Data:
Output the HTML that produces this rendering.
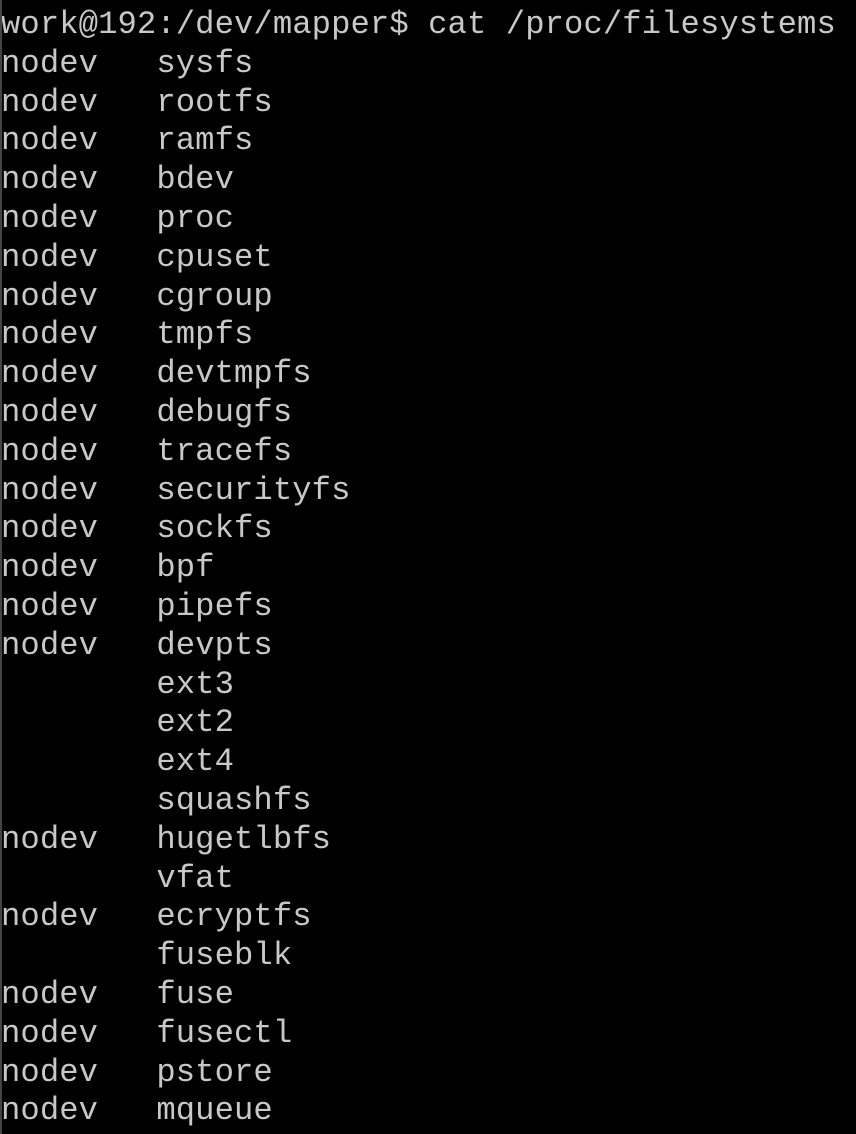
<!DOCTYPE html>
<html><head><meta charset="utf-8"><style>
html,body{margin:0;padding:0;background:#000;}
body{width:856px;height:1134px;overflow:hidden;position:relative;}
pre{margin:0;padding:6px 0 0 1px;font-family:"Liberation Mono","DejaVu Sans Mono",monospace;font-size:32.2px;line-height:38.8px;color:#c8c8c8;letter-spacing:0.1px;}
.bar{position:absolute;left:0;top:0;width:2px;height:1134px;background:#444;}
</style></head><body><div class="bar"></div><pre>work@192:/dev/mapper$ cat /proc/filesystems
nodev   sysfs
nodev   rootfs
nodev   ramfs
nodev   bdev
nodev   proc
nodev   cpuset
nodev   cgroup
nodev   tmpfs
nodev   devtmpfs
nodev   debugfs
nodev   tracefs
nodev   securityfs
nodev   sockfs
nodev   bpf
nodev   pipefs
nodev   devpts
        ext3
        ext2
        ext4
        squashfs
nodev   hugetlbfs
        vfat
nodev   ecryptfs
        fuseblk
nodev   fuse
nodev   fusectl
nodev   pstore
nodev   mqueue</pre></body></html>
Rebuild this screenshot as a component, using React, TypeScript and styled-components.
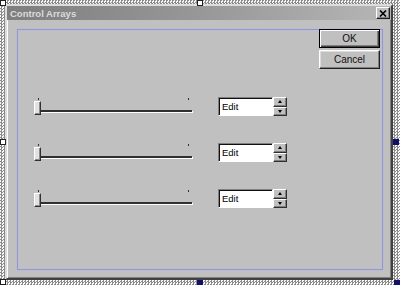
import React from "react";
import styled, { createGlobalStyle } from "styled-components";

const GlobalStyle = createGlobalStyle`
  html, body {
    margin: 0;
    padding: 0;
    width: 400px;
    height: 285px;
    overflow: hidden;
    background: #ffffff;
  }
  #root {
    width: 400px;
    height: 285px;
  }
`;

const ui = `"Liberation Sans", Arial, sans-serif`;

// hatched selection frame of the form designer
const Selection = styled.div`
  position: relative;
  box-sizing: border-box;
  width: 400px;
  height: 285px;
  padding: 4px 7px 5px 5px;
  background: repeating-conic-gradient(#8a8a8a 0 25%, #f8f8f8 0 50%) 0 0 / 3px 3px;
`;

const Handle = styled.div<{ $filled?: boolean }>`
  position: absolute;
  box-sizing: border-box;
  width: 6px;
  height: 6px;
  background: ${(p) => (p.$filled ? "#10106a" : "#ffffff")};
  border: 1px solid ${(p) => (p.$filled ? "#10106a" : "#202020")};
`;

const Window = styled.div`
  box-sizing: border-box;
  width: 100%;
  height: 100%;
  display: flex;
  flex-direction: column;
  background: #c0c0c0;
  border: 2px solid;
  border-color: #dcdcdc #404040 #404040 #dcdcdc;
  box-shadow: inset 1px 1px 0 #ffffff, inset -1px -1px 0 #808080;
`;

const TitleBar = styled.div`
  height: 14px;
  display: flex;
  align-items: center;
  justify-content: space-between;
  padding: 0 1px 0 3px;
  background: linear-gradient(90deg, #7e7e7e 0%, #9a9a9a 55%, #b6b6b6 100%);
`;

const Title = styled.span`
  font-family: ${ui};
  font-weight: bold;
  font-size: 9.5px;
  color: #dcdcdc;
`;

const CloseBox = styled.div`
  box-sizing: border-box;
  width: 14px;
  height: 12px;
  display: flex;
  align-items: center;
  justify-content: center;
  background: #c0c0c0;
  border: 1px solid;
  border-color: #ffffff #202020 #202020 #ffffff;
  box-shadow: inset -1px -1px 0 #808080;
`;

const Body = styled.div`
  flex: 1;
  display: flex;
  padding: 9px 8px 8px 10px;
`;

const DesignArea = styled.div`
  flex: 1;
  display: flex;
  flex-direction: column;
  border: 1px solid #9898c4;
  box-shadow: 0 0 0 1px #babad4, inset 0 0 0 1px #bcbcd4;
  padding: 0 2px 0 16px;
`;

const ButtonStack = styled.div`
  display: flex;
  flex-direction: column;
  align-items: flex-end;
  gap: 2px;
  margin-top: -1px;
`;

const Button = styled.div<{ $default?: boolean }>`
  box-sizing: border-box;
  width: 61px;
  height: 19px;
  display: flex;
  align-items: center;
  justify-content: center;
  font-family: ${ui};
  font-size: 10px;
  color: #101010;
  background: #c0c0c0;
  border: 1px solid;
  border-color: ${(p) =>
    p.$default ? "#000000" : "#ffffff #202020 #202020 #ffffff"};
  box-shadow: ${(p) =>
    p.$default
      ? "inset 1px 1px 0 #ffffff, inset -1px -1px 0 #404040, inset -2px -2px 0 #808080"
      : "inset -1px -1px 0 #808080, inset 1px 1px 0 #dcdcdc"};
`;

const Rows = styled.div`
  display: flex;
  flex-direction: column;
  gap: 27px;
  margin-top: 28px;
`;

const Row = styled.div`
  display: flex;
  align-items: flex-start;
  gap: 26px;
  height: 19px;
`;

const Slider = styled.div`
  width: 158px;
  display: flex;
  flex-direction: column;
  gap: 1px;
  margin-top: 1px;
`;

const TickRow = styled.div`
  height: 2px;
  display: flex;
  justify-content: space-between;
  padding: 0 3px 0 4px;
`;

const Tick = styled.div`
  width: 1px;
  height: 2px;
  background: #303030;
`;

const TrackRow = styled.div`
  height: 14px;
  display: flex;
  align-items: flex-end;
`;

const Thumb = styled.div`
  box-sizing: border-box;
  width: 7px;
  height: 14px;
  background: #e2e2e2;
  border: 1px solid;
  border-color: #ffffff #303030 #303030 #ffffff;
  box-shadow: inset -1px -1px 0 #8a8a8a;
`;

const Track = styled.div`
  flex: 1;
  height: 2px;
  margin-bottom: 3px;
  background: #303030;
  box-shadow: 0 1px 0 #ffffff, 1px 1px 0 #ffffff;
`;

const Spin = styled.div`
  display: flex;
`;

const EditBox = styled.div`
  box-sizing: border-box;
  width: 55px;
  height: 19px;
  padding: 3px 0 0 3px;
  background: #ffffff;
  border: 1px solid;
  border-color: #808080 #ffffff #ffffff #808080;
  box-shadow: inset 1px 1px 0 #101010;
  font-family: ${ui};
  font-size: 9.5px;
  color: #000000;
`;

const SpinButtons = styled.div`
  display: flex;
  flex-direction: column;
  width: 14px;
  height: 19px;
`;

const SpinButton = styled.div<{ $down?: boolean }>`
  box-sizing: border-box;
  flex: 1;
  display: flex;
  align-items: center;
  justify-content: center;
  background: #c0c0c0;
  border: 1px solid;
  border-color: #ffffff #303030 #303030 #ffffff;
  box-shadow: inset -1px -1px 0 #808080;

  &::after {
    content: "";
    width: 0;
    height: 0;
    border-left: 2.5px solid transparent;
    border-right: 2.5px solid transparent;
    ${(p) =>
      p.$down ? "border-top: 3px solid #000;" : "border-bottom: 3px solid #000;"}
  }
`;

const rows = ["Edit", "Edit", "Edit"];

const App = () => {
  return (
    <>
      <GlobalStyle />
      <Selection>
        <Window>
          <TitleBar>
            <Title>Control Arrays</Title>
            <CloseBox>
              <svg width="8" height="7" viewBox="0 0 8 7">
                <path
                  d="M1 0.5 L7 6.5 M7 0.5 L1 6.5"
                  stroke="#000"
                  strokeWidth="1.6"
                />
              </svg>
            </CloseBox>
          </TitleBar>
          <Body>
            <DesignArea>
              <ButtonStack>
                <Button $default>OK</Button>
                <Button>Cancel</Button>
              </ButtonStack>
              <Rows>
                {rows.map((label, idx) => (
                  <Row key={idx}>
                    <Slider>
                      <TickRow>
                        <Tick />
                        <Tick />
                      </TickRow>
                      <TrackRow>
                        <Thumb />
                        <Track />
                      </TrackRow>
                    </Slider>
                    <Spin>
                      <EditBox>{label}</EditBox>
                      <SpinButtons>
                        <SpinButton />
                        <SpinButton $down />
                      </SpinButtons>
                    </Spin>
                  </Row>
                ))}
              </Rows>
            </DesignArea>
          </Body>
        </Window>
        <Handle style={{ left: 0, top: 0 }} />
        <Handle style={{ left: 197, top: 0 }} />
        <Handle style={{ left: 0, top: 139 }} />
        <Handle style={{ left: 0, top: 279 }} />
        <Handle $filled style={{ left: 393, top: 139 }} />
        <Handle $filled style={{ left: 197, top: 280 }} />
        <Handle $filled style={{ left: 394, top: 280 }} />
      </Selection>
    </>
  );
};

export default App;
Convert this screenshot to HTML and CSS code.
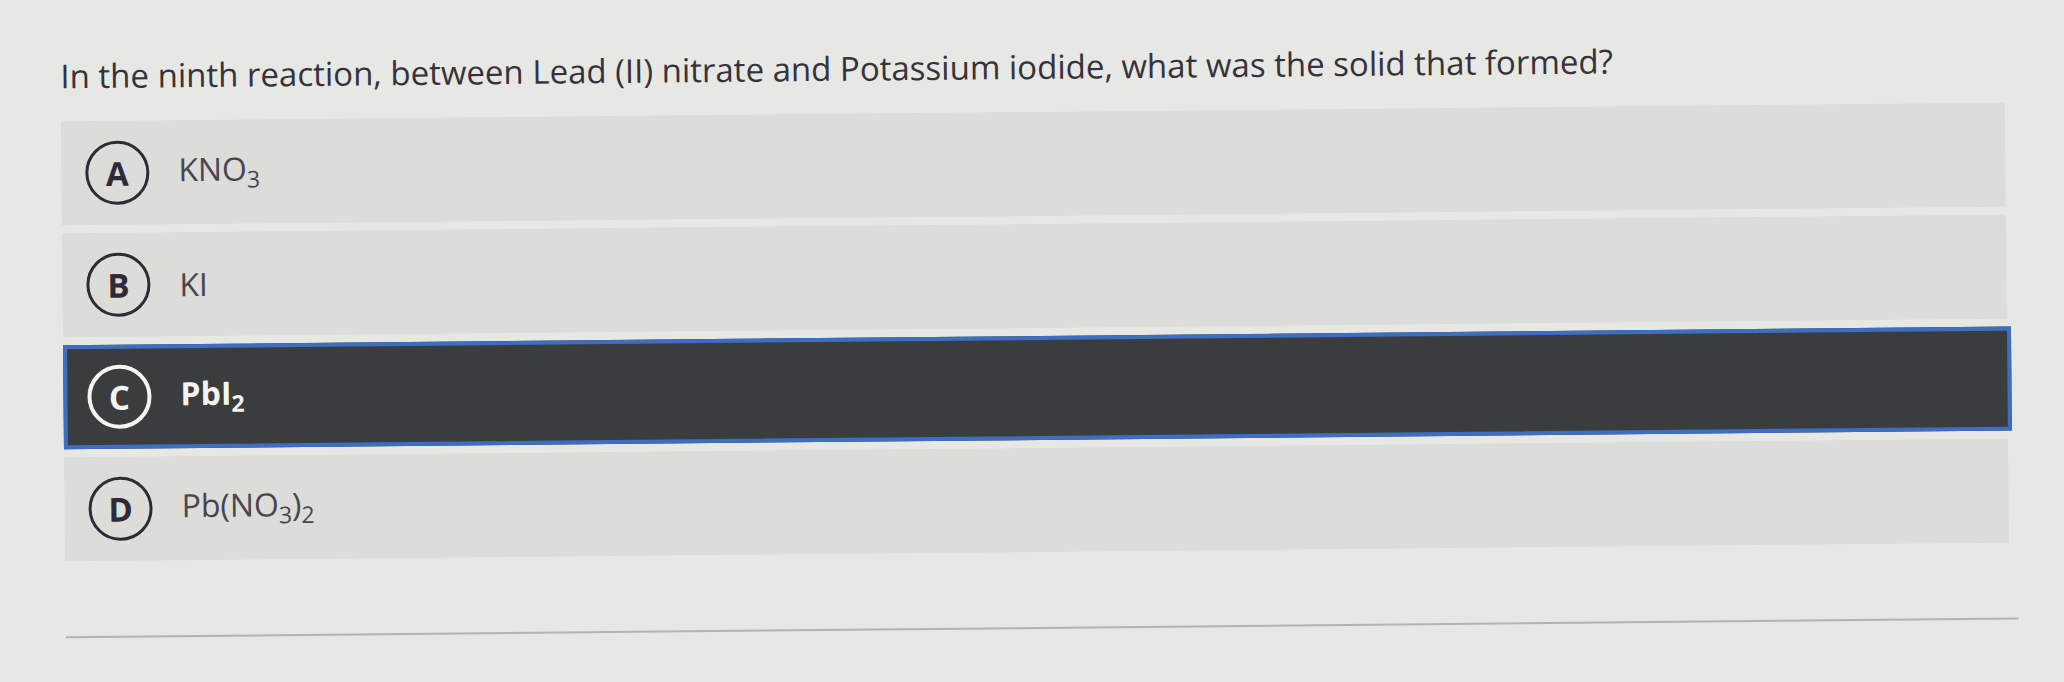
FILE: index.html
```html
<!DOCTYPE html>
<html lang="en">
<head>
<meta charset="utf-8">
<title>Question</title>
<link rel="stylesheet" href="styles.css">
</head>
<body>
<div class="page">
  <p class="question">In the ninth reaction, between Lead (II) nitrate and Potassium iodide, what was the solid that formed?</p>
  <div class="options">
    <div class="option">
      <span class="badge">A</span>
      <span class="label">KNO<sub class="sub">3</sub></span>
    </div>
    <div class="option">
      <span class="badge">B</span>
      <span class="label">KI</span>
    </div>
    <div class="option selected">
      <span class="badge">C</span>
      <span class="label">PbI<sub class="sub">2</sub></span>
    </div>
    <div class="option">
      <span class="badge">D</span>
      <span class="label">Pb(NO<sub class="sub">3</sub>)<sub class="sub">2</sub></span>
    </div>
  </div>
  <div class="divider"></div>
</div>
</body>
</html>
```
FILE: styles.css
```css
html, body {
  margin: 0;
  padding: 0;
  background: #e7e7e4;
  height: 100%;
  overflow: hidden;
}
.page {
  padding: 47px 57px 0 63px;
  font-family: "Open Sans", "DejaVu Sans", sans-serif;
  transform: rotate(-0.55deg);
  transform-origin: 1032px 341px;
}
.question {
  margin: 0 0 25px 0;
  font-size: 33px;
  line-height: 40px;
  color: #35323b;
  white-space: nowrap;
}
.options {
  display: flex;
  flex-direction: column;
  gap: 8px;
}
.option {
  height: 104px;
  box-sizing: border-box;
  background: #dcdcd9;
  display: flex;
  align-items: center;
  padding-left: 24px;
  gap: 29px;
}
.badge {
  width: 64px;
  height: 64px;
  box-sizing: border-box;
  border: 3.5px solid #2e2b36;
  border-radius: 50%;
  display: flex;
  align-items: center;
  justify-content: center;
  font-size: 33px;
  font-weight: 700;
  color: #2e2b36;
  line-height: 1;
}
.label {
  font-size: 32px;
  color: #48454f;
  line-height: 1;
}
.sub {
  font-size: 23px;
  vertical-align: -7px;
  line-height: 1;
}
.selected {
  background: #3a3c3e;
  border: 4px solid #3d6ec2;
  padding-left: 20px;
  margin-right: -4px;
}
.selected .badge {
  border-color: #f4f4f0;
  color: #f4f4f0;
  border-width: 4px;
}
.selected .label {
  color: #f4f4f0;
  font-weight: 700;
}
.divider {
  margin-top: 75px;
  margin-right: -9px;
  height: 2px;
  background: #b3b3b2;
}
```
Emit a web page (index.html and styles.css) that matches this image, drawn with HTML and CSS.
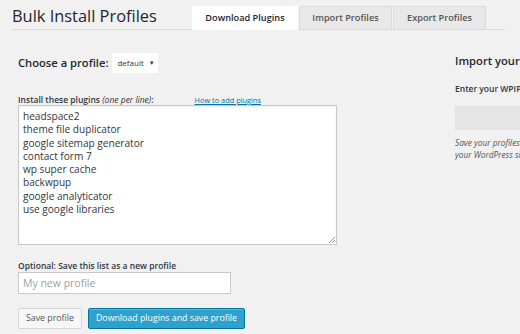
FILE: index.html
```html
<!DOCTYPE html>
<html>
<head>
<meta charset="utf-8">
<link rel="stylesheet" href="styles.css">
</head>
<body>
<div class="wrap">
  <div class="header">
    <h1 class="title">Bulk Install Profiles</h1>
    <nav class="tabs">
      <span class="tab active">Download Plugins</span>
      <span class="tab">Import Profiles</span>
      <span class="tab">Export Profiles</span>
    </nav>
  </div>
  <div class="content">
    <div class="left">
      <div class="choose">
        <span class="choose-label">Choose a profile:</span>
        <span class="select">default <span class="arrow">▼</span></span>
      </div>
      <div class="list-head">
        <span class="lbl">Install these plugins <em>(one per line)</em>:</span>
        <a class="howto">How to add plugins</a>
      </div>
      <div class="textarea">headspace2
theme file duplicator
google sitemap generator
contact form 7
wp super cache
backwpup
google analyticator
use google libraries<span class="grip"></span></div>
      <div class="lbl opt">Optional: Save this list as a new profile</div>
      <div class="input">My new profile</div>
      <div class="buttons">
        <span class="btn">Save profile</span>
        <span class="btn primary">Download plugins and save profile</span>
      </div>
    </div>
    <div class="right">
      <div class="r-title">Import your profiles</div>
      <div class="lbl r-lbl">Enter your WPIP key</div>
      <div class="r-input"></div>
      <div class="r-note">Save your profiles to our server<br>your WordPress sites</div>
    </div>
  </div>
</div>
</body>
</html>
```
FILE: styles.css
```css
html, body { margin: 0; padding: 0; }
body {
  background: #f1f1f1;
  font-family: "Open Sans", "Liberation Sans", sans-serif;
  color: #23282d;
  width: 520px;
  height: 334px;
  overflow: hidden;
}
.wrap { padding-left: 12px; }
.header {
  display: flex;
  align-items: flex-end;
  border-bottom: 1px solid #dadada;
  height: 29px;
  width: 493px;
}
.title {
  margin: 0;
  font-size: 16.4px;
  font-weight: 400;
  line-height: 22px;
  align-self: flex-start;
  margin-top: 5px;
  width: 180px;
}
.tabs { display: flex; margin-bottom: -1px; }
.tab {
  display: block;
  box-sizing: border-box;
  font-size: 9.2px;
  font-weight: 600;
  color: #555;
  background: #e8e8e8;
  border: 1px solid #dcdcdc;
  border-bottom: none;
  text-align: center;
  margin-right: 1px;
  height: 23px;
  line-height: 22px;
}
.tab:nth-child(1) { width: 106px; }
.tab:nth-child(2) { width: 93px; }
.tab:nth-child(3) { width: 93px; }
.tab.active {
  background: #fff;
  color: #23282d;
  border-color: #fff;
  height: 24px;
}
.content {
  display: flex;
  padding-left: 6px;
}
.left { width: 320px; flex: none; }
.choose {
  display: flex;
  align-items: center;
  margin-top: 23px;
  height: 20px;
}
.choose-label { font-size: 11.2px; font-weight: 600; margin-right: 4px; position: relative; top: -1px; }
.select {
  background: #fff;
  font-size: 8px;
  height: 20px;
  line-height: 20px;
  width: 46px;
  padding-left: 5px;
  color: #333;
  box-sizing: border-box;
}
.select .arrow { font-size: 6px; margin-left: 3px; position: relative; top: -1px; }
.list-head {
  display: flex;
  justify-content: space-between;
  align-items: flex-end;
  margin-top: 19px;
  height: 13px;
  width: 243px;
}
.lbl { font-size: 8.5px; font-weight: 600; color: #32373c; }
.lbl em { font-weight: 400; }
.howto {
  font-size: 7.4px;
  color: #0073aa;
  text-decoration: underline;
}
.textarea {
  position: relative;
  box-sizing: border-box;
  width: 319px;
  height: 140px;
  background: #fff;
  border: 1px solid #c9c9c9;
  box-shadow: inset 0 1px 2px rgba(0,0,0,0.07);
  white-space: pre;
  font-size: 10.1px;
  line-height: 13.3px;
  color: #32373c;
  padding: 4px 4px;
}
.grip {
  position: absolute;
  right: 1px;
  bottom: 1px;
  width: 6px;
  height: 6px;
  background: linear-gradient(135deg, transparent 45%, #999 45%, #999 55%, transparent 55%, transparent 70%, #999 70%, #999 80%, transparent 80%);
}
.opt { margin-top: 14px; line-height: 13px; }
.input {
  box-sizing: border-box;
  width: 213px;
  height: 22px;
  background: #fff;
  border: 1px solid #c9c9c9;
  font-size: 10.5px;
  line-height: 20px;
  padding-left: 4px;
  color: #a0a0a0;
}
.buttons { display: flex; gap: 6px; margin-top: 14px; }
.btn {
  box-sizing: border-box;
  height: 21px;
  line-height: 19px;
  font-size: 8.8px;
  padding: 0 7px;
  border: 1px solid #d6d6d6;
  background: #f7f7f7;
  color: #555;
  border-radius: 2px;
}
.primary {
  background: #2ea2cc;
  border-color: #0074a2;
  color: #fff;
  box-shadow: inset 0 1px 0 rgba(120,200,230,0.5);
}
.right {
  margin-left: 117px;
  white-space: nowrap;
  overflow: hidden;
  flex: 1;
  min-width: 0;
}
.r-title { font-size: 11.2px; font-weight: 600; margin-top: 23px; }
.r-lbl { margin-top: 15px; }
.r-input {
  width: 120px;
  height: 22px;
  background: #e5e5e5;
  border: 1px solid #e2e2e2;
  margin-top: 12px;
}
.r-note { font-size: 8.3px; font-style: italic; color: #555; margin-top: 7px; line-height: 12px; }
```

What you are asked to do:
List every line above containing the word "components".

Full solution:
Rebuild this screenshot as a component, using React, TypeScript and styled-components.
import styled, { createGlobalStyle } from "styled-components";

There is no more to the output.